RESPOSTA À NONA. ─ O tempo há de acabar um dia, quando cessar o movimento do céu; nem o último momento do tempo será o princípio de um tempo futuro. Pois, a definição citada não se aplica ao momento senão como continuação das partes do tempo, e não enquanto termo do tempo total.
RESPOSTA À DÉCIMA. ─ O movimento do céu não é considerado natural por ser como parte da natureza, no mesmo sentido em que dizemos ser naturais os princípios da natureza. Nem outrossim por ter um princípio ativo em a natureza do corpo celeste, pois, é um princípio puramente receptivo; sendo-lhe o princípio ativo a substância espiritual, como diz o Comentador.
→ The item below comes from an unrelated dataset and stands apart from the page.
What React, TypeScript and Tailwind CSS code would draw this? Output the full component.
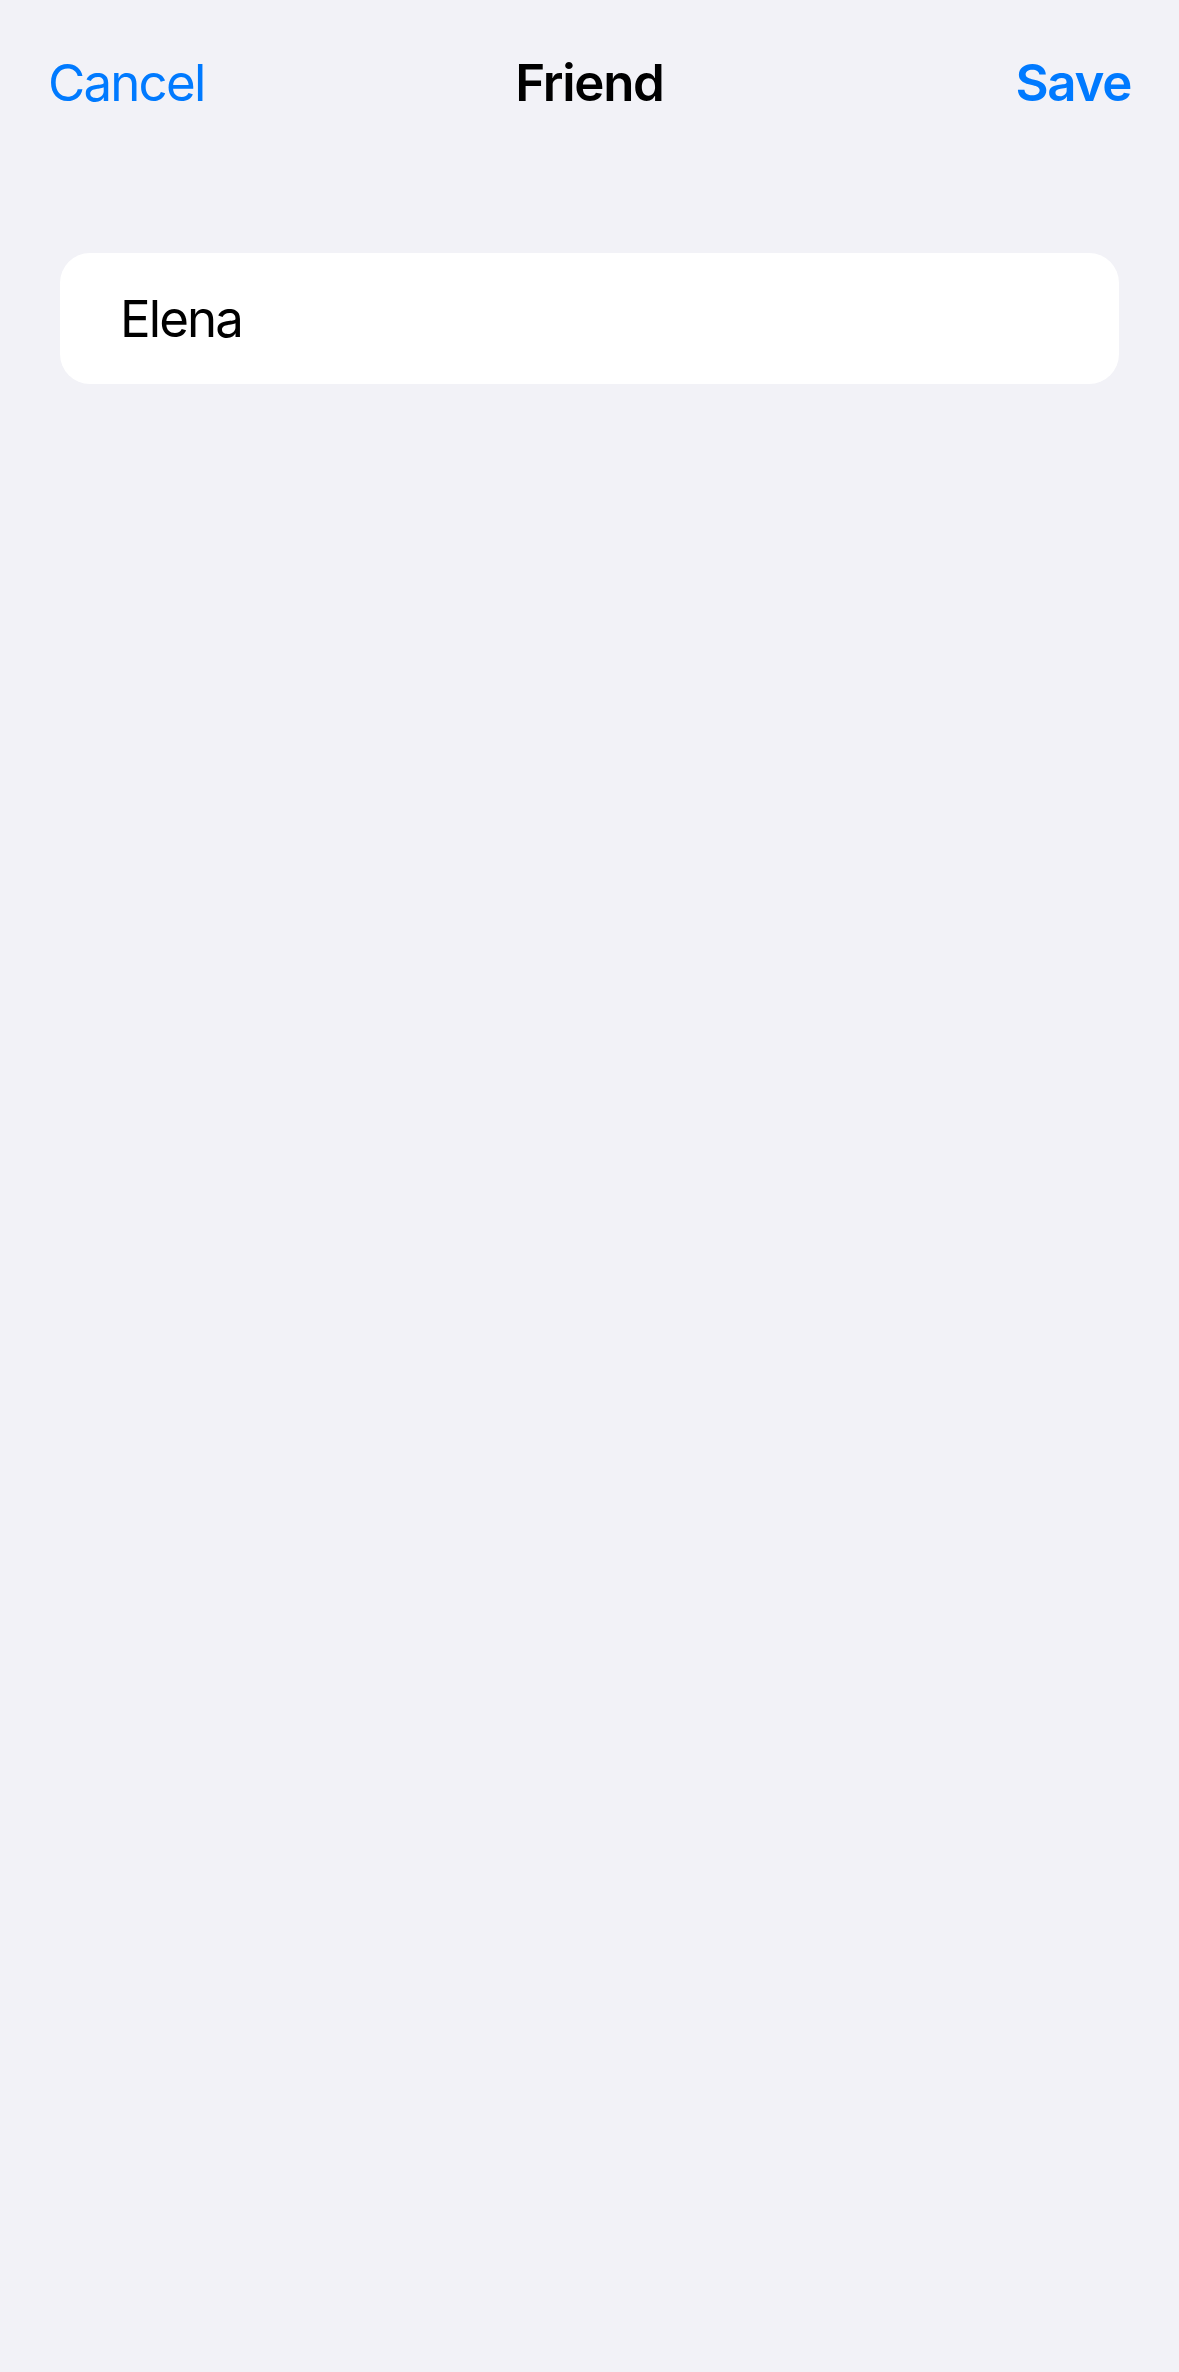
export default function App() {
  return (
    <div className="min-h-[2372px] w-full bg-[#f2f2f7] font-['Inter','Noto_Sans',sans-serif] antialiased">
      <header className="grid grid-cols-[1fr_auto_1fr] items-center px-[48px] pt-[52px]">
        <button className="justify-self-start text-[51px] leading-[61px] tracking-[-1.8px] text-[#007aff]">
          Cancel
        </button>
        <h1 className="text-[51px] font-semibold leading-[61px] tracking-[-1.3px] text-black">Friend</h1>
        <button className="justify-self-end text-[51px] font-semibold leading-[61px] tracking-[-1.3px] text-[#007aff]">
          Save
        </button>
      </header>

      <main className="px-[60px] pt-[140px]">
        <div className="flex h-[131px] items-center rounded-[30px] bg-white pl-[60px]">
          <span className="text-[51px] leading-[61px] tracking-[-1.9px] text-black">Elena</span>
        </div>
      </main>
    </div>
  );
}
Não portanto inconveniente se a renovação gloriosa do mundo fizer desaparecer esse movimento; pois, essa disparição não acarreta qualquer alteração em a natureza do corpo celeste.
AS OUTRAS TRÊS OBJEÇÕES concedemos, i. é, as três primeiras, em contrário, porque concluem como devem. Mas como as outras duas concluem pela cessação natural do movimento do céu, devemos por isso lhes responder.
DONDE RESPOSTA À PRIMEIRA DELAS. ─ O movimento cessa quando foi atingido o termo por causa do qual existia, desde que esse termo lhe seja consecutivo e não concomitante. Ora, o termo em vista do qual, segundo os filósofos, o movimento celeste existe, é concomitante a esse movimento, pois, é a imitação da divina bondade, pela causalidade que ele exerce sobre os seres terrestres. Donde não se segue que esse movimento deva cessar naturalmente.
RESPOSTA À SEGUNDA. ─ Embora a imobilidade seja, absolutamente falando, mais nobre que o movimento, contudo este, quando é um meio para uma participação mais perfeita da divina bondade, é mais nobre que o repouso que de nenhum modo poderia fazer alcançar essa participação. Por isso a terra, ínfimo dos elementos, é privada de movimento, embora também Deus, o nobilíssimo dos seres e causa do movimento universal, não tenha movimento. Donde também o movimento dos corpos superiores poder ser admitido como naturalmente perpétuo, sem nunca vir a acabar no repouso, embora seja este o termo do movimento dos corpos inferiores.